At Tai-Hung's birthday party, he realizes that the villains are after him and wishes to coward his way out of the situation. This continues even after the cops inject microchips into Tai-Hung, Chun-May, Tai-Hung's father and Tai-Hung's mother to give them super powers.

The cops confront the villains in the school. After crashing his hoverboard into the school building, Tai-Hung manages to awaken his powers. Meanwhile, the other heroes fight with The General, but are unable to defeat him. Kent, disagreeing with the way The General approaches the matter, becomes a turncoat and joins in the fight. Only when all the heroes join forces are they able to win.

== Cast ==

| Actor/Actress | Role | Hanzi | Street Fighter Counterpart | Counterpart in other media |
| Andy Lau | Ti Man | 鐵面 | Vega | Mario (during arcade scene) |
| Jacky Cheung | Broomhead | 掃把頭 | Guile |  |
| Aaron Kwok | Lung | 阿龍 | Ryu |  |
| Chingmy Yau | Chun-may | 春美 | Chun-Li | Luigi (during arcade scene) |
| Dicky Cheung | Chan Tai-hung | 陳大雄 余鐵雄 |  | Son Goku (during and after final battle scene) |
| Simon Yam | Sing | 發達星 八大師兄 | Dhalsim |  |
| Ekin Cheng | Kent | 阿健 | Ken Masters |  |
| Winnie Lau | Siu-Wai | 小慧 |  |  |
| Charlie Yeung | Choi-nei | 采妮 |  |  |
| Andy Hui | Kei-on | 余忌安 |  |  |
| Ken Lo | General | 將軍 | M. Bison |  |
| Billy Chow | Thai King | 泰王 | Sagat |  |
| William Duen | Toyota | 豐田 | E. Honda |  |
| Kingdom Yuen | Chun-doi | 春代 |  |
| Richard Ng | Uncle Richard Yu | 青狼 | Blanka |  |
| Natalis Chan | Sports Announcer |  |  |  |
| Dennis Chan | Headmaster |  |  |  |
| Newton Lai | Future Cops Commander |  |  |  |
| Dave Lam | Discipline teacher |  |  |  |
| Lee Siu-kei | Plumber |  |  |  |
| Fanny Leung | CR3 |  |  |  |
| Sam Hoh | Leon Lai |  |  |  |
| Lam Foo-wai | School Bully |  |  |  |

==Game references and differences==
- All the characters in the film have the likeness, fighting style, and special attacks of the Street Fighter II video game characters they are based on.

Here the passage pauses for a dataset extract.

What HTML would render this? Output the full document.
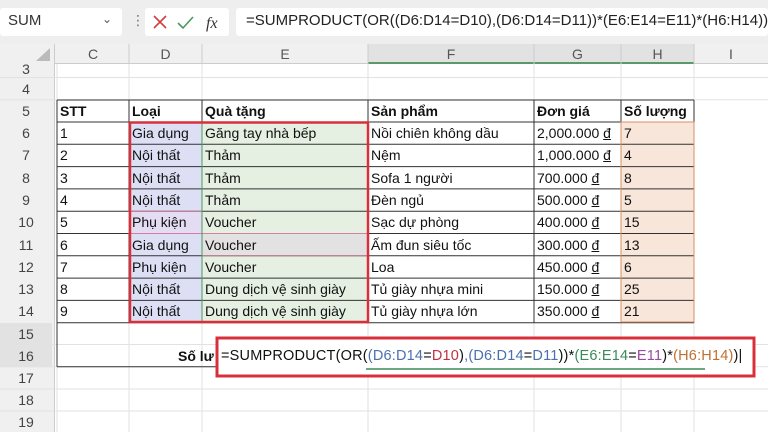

- In the final battle of the film, Chun-may and her mother simultaneously (both dressed as Chun-Li) perform Chun-Li's "yatta!" win animation from Street Fighter II.
- Vega (Ti Man), who is normally a villain in the video game series, is the main hero, whereas Ken (Kent) and E. Honda (Toyota) are villains as opposed to heroes.

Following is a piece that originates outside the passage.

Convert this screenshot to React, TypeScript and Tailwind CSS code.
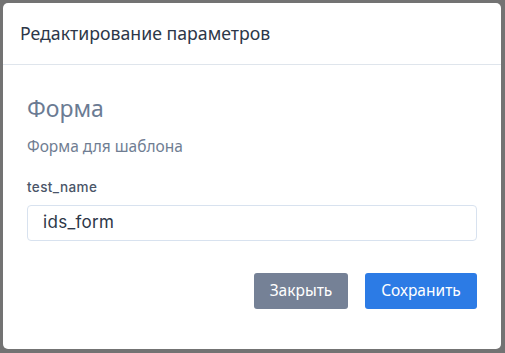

- In the scene where Ti Man and Chun-may are on a date at an arcade, they jump into a game of Super Mario World (1990).
- Through most of the film, Ti Man (Vega), and Chun May (Chun-Li) wear normal school clothes, Ti Man wears half a mask and Chun May wears glasses.
- Despite having the same moves as Ryu, Ken also had a somewhat psychic power (seen in a scene where he use some kind of Psychic force from his eye to push away a lady in a convenience store) perhaps due to his second-in-command status with The General (M. Bison).

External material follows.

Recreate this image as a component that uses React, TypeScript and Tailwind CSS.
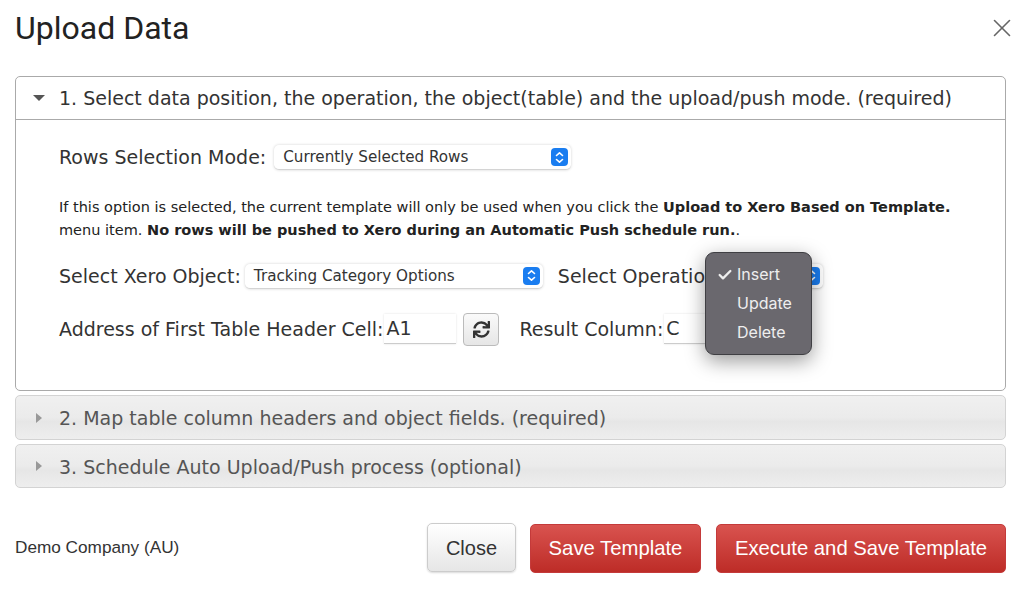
import React from 'react';
import { X, Check } from 'lucide-react';
import { FaSync } from 'react-icons/fa';

const verdana = "font-['DejaVu_Sans',sans-serif]";

function Stepper() {
  return (
    <span className="flex h-[18px] w-[17px] shrink-0 items-center justify-center rounded-[4px] bg-[#1a7df0]">
      <svg width="9" height="13" viewBox="0 0 9 13" fill="none" stroke="white" strokeWidth="1.6" strokeLinecap="round" strokeLinejoin="round">
        <path d="M1.5 4.5 4.5 1.8 7.5 4.5" />
        <path d="M1.5 8.5 4.5 11.2 7.5 8.5" />
      </svg>
    </span>
  );
}

function MacSelect({ label, className }: { label: string; className: string }) {
  return (
    <div className={`flex h-[25px] items-center justify-between rounded-[5px] border-b border-[#d4d4d4] bg-white pl-[9px] pr-[3px] text-[15.2px] text-[#333] shadow-[0_0_3px_rgba(0,0,0,0.18)] ${className}`}>
      <span className="pt-[1px]">{label}</span>
      <Stepper />
    </div>
  );
}

function CollapsedRow({ title, className }: { title: string; className: string }) {
  return (
    <div className={`flex items-center rounded-[5px] border border-[#d3d3d3] bg-[linear-gradient(#f0f0f0,#ebebeb_50%,#e6e6e6_60%,#eeeeee)] pl-[20px] text-[#555] ${className}`}>
      <span className="mr-[17px] h-0 w-0 border-y-[5px] border-l-[6px] border-y-transparent border-l-[#999]" />
      <span className="pt-[2px]">{title}</span>
    </div>
  );
}

export default function App() {
  return (
    <div className={`h-[595px] w-[1022px] overflow-hidden bg-white pl-[15px] pr-[16px] text-[19px] text-[#333] ${verdana}`}>
      <div className="flex h-[76px] items-start justify-between">
        <h1 className="mt-[9px] font-['Roboto',sans-serif] text-[32px] leading-[38px] text-[#222]">Upload Data</h1>
        <X className="mr-[-11px] mt-[13px] text-[#666]" size={30} strokeWidth={1.3} />
      </div>

      <div className="h-[315px] rounded-[5px] border border-[#aaa]">
        <div className="flex h-[43px] items-center border-b border-[#aaa] pl-[17px]">
          <span className="mr-[14px] h-0 w-0 border-x-[6px] border-t-[6px] border-x-transparent border-t-[#555]" />
          <span className="whitespace-nowrap">1. Select data position, the operation, the object(table) and the upload/push mode. (required)</span>
        </div>

        <div className="relative px-[43px]">
          <div className="flex items-center pt-[25px]">
            <span className="mr-[8px] leading-[25px]">Rows Selection Mode:</span>
            <MacSelect label="Currently Selected Rows" className="w-[297px]" />
          </div>

          <p className="mt-[26px] whitespace-nowrap text-[14.5px] leading-[23px] text-[#222]">
            If this option is selected, the current template will only be used when you click the <b>Upload to Xero Based on Template.</b>
            <br />
            menu item. <b>No rows will be pushed to Xero during an Automatic Push schedule run.</b>.
          </p>

          <div className="mt-[20px] flex items-center">
            <span className="mr-[4px]">Select Xero Object:</span>
            <MacSelect label="Tracking Category Options" className="w-[298px]" />
            <span className="ml-[15px] mr-[2px] whitespace-nowrap">Select Operation:</span>
            <MacSelect label="" className="w-[98px]" />
          </div>

          <div className="mt-[22px] flex items-center">
            <span className="mr-[1px] whitespace-nowrap">Address of First Table Header Cell:</span>
            <div className="flex h-[30px] w-[72px] items-center border-b border-[#ccc] pl-[2px] shadow-[0_0_2px_rgba(0,0,0,0.12)]">A1</div>
            <button className="ml-[7px] flex h-[33px] w-[36px] items-center justify-center rounded-[4px] border border-[#bbb] bg-[linear-gradient(#fafafa,#e6e6e6)] text-[#333]">
              <FaSync size={17} />
            </button>
            <span className="ml-[20px] mr-[1px] whitespace-nowrap">Result Column:</span>
            <div className="flex h-[30px] w-[60px] items-center border-b border-[#ccc] pl-[2px] shadow-[0_0_2px_rgba(0,0,0,0.12)]">C</div>
          </div>

          {/* native select popup sits on top of the operation select */}
          <ul className="absolute left-[689px] top-[132px] h-[103px] w-[107px] rounded-[9px] border border-[#3f3f43] bg-[#6a686e] py-[7px] font-['Inter',sans-serif] text-[16px] leading-[29px] text-[#eeeeee] shadow-[0_6px_20px_rgba(0,0,0,0.4)]">
            <li className="relative pl-[31px]">
              <Check className="absolute left-[11px] top-[7px]" size={16} strokeWidth={3.5} />
              Insert
            </li>
            <li className="pl-[31px]">Update</li>
            <li className="pl-[31px]">Delete</li>
          </ul>
        </div>
      </div>

      <div className="mt-[4px] flex flex-col gap-[4px]">
        <CollapsedRow title="2. Map table column headers and object fields. (required)" className="h-[45px]" />
        <CollapsedRow title="3. Schedule Auto Upload/Push process (optional)" className="h-[44px]" />
      </div>

      <div className="mt-[35px] flex items-start font-['Liberation_Sans',sans-serif]">
        <span className="mr-auto self-center text-[17.2px] text-[#333]">Demo Company (AU)</span>
        <button className="h-[49px] w-[89px] rounded-[5px] border border-[#ccc] bg-[linear-gradient(#ffffff,#e6e6e6)] text-[20px] text-[#333] shadow-[0_1px_2px_rgba(0,0,0,0.15)]">Close</button>
        <button className="ml-[14px] mt-[1px] h-[49px] w-[171px] rounded-[5px] border border-[#c43a3a] bg-[linear-gradient(#d9534f,#bd2c27)] text-[20.3px] text-white">Save Template</button>
        <button className="ml-[15px] mt-[1px] h-[49px] w-[290px] rounded-[5px] border border-[#c43a3a] bg-[linear-gradient(#d9534f,#bd2c27)] text-[20.3px] text-white">Execute and Save Template</button>
      </div>
    </div>
  );
}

- Ken and Guile who normally have blonde hair, have black hair with bleached-blonde streaks in the film. In addition to their minor changes, instead of the names of their projectile moves being "Surge Fist" and "Sonic Boom", they have been changed to "Swaying Fist" and "Crescent Knife".
- Dhalsim, who is normally bald and had earrings, has black hair with red streaks and left earring in the film.
- The film's M. Bison is revealed to be an evil cyborg, similar to Rudolf von Stroheim from the JoJo's Bizarre Adventure manga, and as opposed to the canonical M. Bison who is very much human. M. Bison is shown in scenes to be fire-proof and can talk without moving his mouth.
- The story also takes inspiration from The Terminator (1984), centering on a killer cyborg from the future going back in time to slaughter the main young protagonist, while a human resistance group also goes back in time to defend the protagonist. The Future Cops also warped into the past the same way as T-800 in Terminator 2: Judgment Day (1991), except none of them were naked.
- Sagat who is usually a bald-headed behemoth of a man with muscles, large hands and severe scars. He is shown in the film as being six-foot-tall, with a flattop haircut, and a goatee, but still wears his recognizable eyepatch.
- When Tai-hung wakes up to his abilities as Yu Tit-hung, he is dressed up as the character Son Goku from the Dragon Ball franchise.
- Though the Hadouken fireball was seen in the film, it's interesting to note that the fireball appear as the red glitch Hadouken from Street Fighter II Turbo and not the default light Hadouken from the game.
- Kei-on is seen in an arcade playing Street Fighter II': Champion Edition (1992), he is playing as Ken and fighting against Guile.
- Unlike the regular characters in this movie, the main characters who portray the Street Fighter characters here are actually invincible superheroes with superhuman strength unlike their game counterparts who are martial artists that can summon ki-force. Throughout the movie with scene where Ti Man got stabbed by Chun May but wasn't killed, Broom Man and Kent could lift and push a number of vehicles with just their bare hands, Ti Man could jump 3 story highs up and down a building, Ti Man ate snake venom but is still alive, etc.
- Characters from the game that are missing in the movie (or has no counterparts) are Zangief and Balrog as well as the newcomers from Super Street Fighter II: The New Challengers (Cammy White, Fei-Long, T. Hawk and Dee Jay). The movie was released at the same year as Super Street Fighter II.